Of the lines below, how many hold the string "with"? Give only the number.

[Begin RECORDS SUPPLIED]

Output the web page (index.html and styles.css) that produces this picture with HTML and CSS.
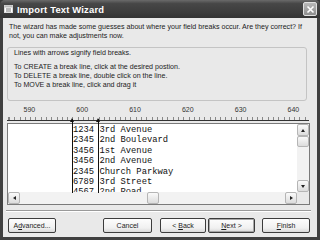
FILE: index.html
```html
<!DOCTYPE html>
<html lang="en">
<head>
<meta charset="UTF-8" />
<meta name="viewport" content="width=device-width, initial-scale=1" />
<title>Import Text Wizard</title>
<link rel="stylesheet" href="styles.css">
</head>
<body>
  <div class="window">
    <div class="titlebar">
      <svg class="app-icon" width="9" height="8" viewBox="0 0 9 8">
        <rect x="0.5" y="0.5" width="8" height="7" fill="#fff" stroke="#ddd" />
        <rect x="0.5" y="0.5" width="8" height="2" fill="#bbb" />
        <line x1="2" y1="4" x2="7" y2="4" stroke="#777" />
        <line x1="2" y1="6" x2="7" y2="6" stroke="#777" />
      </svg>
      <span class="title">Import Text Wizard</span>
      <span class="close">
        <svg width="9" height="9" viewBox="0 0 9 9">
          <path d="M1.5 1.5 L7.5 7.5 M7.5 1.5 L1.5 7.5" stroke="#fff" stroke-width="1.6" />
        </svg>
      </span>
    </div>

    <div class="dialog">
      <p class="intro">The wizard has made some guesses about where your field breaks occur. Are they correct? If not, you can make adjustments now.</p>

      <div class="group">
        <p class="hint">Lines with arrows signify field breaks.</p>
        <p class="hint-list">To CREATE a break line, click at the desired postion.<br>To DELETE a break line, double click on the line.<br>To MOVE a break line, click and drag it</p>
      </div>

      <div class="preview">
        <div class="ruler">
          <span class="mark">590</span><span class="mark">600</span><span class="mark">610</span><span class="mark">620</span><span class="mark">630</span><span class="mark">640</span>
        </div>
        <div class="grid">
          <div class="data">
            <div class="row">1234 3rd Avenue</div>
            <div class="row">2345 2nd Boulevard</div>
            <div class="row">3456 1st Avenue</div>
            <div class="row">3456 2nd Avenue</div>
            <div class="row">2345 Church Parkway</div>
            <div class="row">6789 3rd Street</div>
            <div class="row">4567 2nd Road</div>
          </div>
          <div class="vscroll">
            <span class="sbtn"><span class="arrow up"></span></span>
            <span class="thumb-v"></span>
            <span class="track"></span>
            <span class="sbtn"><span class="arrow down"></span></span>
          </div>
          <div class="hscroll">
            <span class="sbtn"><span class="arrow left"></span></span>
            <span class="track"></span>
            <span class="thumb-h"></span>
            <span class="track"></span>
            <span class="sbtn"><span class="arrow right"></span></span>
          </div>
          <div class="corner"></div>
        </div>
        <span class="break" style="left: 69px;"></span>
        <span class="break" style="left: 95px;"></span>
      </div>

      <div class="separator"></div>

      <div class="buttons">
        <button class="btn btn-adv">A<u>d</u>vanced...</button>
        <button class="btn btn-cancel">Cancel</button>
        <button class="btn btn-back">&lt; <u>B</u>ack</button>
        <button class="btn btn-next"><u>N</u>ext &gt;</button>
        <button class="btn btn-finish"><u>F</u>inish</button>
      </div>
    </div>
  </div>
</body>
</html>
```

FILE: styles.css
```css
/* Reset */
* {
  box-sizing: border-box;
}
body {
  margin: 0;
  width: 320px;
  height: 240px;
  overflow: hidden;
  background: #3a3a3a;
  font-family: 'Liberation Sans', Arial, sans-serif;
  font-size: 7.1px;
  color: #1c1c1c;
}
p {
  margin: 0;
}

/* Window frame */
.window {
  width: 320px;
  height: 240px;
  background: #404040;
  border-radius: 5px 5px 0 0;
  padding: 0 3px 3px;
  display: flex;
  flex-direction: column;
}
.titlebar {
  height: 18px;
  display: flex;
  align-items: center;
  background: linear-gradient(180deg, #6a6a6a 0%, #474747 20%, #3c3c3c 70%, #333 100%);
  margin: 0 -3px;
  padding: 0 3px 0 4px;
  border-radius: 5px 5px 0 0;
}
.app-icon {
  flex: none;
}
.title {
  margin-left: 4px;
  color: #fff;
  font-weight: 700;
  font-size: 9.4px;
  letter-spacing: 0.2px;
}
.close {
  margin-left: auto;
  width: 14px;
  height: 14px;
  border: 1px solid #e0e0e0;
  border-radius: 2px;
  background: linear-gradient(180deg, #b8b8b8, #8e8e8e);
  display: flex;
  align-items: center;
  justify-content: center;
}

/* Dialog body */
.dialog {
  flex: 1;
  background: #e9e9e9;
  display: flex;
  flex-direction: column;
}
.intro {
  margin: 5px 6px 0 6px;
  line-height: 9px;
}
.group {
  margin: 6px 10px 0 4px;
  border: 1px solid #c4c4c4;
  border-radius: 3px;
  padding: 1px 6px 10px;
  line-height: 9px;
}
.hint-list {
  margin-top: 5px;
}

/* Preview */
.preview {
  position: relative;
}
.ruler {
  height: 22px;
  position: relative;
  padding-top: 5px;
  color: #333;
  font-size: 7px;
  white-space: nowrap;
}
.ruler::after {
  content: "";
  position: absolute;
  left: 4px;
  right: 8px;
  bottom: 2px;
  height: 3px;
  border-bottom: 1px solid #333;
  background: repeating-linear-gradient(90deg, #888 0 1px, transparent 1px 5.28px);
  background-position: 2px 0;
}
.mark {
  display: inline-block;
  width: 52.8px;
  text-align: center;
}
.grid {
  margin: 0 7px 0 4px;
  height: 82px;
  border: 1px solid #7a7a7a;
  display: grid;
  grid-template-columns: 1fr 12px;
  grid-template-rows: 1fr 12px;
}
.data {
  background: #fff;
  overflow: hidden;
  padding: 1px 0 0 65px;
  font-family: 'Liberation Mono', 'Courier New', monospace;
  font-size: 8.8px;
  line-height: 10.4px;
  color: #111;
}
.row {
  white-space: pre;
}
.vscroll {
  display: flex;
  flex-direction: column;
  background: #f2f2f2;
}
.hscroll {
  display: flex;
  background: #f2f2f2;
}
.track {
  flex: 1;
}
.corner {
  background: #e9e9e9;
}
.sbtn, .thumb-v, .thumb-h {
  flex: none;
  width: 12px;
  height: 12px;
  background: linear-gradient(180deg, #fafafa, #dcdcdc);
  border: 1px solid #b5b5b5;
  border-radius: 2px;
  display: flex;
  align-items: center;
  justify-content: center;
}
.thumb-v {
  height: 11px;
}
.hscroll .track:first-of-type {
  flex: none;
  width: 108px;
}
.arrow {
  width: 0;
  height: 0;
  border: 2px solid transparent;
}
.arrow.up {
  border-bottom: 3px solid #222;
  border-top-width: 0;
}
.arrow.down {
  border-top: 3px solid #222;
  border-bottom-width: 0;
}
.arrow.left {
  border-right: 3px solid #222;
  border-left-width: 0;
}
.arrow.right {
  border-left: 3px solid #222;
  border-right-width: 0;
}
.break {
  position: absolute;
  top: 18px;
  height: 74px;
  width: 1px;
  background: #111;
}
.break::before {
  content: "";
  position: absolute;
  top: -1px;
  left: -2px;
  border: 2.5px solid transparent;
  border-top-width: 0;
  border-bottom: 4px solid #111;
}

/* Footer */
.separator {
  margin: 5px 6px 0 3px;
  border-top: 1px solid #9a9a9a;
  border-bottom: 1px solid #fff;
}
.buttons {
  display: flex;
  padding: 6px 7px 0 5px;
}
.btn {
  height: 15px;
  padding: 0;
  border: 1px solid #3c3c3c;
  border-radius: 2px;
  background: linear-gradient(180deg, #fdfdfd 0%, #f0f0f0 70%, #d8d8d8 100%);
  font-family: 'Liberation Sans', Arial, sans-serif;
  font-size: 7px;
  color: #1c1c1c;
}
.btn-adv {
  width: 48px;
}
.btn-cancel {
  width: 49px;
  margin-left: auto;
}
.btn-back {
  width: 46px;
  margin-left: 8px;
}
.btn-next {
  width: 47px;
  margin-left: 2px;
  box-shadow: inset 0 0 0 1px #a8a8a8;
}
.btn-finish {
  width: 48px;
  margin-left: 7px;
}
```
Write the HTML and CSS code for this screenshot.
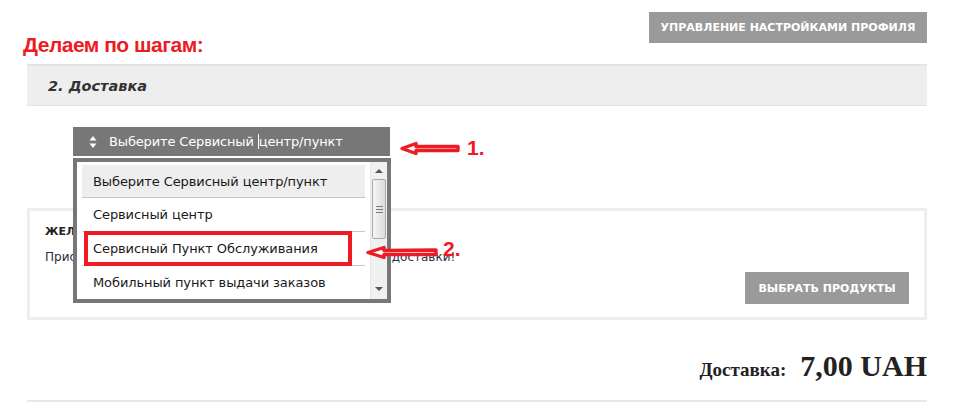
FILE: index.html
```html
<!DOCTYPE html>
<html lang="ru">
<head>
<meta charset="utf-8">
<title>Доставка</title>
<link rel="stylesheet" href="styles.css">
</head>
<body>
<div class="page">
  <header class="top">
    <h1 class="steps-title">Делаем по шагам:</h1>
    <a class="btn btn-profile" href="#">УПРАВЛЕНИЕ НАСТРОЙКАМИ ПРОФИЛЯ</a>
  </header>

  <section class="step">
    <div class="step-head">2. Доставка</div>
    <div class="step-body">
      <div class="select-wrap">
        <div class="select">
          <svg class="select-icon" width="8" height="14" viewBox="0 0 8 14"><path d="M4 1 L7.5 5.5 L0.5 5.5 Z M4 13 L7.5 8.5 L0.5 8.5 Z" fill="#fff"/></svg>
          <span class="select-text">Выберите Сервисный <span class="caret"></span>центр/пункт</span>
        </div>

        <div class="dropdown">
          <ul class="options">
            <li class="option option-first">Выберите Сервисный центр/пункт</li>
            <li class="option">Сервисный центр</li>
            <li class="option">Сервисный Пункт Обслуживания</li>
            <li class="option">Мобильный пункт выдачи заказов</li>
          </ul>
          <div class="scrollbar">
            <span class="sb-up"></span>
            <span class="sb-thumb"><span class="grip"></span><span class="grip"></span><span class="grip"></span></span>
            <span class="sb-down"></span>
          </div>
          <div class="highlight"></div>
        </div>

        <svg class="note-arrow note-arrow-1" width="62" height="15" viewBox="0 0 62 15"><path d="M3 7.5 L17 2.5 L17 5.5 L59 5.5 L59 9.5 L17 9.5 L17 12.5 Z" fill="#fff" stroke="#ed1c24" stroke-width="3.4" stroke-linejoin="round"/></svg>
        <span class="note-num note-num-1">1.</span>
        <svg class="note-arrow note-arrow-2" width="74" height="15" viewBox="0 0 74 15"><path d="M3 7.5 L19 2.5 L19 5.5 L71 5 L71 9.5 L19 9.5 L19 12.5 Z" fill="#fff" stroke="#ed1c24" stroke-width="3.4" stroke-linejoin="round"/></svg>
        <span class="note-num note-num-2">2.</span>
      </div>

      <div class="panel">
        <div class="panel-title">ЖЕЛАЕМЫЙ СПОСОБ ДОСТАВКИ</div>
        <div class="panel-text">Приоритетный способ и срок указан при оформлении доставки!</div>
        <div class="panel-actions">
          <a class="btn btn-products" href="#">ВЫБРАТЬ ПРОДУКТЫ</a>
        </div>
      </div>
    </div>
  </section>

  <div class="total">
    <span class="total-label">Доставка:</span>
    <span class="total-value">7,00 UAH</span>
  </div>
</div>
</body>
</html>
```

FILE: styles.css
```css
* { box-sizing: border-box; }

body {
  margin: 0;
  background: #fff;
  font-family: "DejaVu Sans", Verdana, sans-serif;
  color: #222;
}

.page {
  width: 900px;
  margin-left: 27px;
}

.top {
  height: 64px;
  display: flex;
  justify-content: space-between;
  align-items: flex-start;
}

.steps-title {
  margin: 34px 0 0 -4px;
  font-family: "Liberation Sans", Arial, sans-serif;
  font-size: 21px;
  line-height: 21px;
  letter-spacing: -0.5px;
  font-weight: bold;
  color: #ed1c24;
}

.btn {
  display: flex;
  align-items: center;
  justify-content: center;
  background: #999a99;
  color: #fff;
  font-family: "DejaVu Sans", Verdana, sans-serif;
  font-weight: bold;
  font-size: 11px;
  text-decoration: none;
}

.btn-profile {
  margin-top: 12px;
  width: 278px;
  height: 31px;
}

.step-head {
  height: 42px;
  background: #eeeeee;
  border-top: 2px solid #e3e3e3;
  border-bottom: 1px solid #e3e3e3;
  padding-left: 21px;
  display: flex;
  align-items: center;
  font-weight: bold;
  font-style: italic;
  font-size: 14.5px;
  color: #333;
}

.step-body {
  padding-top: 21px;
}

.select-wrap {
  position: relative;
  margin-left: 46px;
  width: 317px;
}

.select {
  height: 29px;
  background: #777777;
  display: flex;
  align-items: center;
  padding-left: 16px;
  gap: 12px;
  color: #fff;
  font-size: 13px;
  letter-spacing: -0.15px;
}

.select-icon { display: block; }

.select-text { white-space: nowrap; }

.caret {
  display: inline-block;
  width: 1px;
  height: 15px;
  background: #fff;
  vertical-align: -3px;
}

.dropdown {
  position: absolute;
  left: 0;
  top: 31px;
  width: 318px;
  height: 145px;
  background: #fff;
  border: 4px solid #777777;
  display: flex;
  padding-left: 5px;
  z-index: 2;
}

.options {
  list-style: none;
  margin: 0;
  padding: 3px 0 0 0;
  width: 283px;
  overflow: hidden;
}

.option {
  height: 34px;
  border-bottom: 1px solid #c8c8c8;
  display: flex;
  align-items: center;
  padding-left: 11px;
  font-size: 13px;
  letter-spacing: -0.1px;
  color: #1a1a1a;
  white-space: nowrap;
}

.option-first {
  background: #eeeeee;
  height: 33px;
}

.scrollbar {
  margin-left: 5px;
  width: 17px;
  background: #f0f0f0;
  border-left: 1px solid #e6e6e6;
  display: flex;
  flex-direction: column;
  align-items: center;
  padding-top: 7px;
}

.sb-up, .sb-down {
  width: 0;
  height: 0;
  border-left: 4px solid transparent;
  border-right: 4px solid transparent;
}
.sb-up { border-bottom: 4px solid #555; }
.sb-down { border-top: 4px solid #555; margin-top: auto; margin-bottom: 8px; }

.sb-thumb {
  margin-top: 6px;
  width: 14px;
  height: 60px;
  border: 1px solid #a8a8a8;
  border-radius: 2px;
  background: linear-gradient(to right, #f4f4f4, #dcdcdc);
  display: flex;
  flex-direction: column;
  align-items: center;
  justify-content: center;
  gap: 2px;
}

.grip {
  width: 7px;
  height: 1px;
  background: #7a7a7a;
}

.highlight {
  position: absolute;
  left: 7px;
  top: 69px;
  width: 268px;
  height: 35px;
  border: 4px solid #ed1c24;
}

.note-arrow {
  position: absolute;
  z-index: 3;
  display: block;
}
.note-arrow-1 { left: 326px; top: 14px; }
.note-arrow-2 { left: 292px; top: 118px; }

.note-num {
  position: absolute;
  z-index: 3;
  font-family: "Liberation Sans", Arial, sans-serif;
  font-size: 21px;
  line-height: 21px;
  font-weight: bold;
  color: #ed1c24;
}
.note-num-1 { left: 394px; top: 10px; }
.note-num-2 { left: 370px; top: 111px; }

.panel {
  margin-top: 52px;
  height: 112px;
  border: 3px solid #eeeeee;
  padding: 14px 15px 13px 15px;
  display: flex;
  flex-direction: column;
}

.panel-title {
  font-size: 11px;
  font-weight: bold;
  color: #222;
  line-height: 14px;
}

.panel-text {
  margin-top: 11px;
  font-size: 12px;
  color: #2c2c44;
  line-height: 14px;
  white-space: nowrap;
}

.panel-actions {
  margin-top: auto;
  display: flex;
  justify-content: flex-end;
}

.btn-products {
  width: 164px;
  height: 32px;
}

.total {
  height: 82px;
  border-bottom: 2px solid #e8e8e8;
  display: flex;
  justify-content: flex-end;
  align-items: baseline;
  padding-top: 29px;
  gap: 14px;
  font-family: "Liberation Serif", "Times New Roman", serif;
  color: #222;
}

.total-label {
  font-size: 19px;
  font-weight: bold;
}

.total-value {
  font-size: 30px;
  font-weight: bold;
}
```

[End RECORDS SUPPLIED]
[Begin RECORDS SUPPLIED]

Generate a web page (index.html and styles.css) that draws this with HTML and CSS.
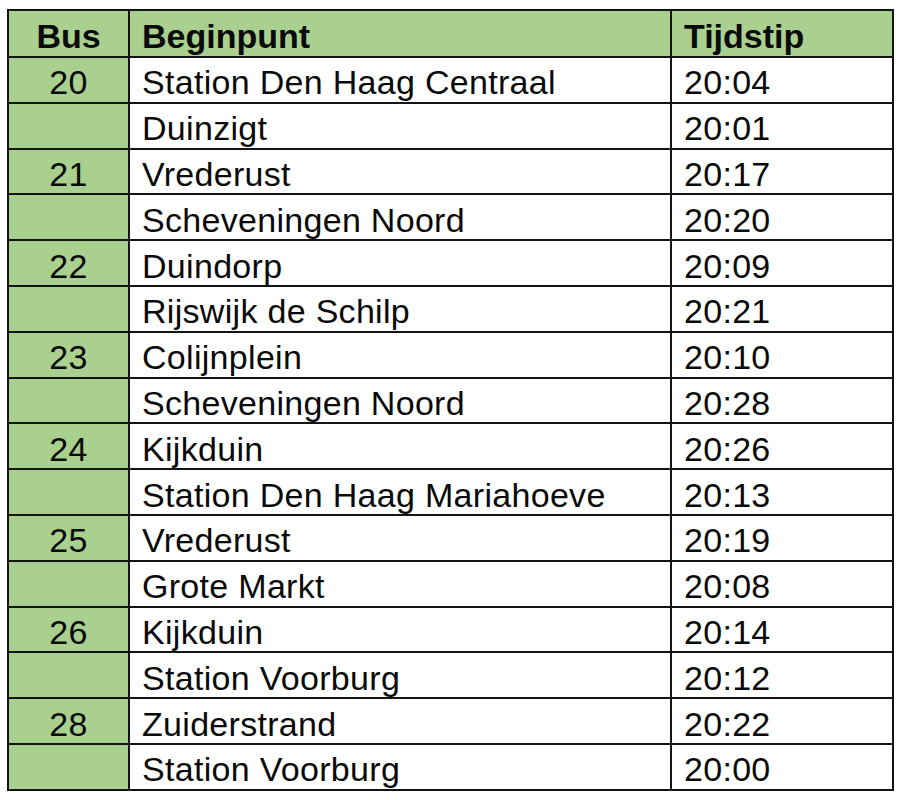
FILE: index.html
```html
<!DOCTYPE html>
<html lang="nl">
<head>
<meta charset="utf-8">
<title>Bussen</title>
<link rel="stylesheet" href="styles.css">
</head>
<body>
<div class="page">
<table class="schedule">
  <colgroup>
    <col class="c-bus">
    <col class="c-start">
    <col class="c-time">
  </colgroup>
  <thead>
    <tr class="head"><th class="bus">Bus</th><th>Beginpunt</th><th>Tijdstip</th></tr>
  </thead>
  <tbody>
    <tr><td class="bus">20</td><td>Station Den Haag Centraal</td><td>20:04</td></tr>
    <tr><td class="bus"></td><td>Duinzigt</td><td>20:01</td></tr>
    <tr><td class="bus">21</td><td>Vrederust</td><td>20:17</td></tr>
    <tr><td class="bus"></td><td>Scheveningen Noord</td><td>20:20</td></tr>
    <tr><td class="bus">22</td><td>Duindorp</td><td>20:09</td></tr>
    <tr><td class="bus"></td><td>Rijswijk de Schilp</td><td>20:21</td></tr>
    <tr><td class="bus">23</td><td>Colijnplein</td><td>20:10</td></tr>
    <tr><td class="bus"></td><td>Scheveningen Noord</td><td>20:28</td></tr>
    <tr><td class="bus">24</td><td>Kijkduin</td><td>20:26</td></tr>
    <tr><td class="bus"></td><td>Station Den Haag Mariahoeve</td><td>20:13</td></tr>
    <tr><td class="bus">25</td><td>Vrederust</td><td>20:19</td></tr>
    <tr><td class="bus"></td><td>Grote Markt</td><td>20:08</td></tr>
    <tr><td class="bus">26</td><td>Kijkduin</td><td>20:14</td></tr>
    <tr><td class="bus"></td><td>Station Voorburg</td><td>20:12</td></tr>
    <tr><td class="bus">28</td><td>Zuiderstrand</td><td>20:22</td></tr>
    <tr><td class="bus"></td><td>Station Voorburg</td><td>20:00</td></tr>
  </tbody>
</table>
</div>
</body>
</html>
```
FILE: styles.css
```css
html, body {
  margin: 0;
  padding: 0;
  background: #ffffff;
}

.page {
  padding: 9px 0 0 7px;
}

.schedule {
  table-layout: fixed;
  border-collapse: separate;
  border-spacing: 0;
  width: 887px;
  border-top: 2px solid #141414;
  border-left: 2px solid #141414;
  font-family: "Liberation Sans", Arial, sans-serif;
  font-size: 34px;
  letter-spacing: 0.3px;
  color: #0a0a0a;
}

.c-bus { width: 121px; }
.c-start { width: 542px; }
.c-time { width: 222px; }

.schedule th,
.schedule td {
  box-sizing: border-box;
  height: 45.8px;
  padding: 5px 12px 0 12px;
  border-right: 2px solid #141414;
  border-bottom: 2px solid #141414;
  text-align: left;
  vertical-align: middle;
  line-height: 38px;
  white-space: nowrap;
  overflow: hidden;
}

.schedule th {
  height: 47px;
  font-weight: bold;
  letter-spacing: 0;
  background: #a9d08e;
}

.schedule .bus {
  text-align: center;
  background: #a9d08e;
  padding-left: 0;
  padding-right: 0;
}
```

[End RECORDS SUPPLIED]
[Begin RECORDS SUPPLIED]

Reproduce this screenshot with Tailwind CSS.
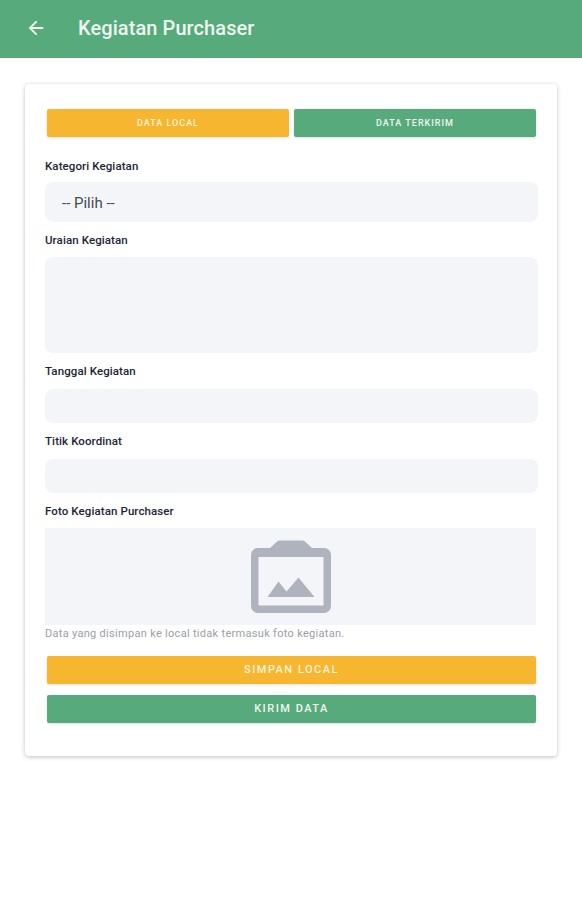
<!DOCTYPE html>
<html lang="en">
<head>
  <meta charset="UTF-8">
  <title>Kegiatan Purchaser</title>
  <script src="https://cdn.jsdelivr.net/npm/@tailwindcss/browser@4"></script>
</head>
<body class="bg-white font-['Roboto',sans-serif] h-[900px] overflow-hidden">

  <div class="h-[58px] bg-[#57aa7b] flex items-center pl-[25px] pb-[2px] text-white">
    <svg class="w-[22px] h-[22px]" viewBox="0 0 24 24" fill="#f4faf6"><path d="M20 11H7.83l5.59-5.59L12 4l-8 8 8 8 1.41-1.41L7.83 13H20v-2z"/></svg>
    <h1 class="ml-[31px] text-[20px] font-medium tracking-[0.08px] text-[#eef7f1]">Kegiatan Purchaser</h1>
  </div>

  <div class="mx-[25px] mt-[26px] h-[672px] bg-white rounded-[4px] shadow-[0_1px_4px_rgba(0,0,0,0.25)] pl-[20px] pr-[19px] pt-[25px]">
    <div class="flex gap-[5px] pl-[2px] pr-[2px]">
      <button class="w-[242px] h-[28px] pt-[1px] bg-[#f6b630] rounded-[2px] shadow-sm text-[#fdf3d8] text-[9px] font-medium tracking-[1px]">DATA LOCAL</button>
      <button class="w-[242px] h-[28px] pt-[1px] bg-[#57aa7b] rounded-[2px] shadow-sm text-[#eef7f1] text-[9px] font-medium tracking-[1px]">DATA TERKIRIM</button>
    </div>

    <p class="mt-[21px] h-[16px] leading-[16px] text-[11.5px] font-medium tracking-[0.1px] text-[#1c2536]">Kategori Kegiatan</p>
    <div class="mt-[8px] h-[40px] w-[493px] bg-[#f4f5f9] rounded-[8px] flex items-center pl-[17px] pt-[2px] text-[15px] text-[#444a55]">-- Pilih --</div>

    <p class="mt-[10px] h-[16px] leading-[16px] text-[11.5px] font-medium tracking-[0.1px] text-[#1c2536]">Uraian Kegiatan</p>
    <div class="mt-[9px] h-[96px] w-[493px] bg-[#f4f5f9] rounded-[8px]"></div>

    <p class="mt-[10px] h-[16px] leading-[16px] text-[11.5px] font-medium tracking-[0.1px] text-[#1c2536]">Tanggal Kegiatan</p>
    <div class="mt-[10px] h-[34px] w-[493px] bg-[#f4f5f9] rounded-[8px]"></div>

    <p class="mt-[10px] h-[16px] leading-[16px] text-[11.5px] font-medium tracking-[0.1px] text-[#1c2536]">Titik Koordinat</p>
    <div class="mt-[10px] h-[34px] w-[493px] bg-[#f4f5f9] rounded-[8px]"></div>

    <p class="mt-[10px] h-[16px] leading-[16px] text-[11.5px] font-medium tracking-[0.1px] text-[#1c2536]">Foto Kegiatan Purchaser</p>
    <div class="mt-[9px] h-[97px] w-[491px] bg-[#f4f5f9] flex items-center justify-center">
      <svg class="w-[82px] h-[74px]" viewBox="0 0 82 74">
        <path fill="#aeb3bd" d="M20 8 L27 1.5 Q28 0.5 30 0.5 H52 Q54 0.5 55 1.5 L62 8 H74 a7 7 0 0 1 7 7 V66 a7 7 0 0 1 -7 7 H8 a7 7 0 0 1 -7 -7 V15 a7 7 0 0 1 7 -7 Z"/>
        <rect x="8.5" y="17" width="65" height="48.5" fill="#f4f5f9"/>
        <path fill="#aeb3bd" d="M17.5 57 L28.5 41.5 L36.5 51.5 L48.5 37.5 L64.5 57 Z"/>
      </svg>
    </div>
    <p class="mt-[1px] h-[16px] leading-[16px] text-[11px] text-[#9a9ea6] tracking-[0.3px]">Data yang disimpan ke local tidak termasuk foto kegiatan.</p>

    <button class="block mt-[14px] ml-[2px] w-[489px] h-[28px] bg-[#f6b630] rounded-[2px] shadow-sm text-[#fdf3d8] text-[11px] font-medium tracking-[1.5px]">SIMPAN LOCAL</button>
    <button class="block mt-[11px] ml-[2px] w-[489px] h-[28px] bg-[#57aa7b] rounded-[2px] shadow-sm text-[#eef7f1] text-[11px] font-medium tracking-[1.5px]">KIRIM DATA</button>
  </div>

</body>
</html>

[End RECORDS SUPPLIED]

## [REPLY]
4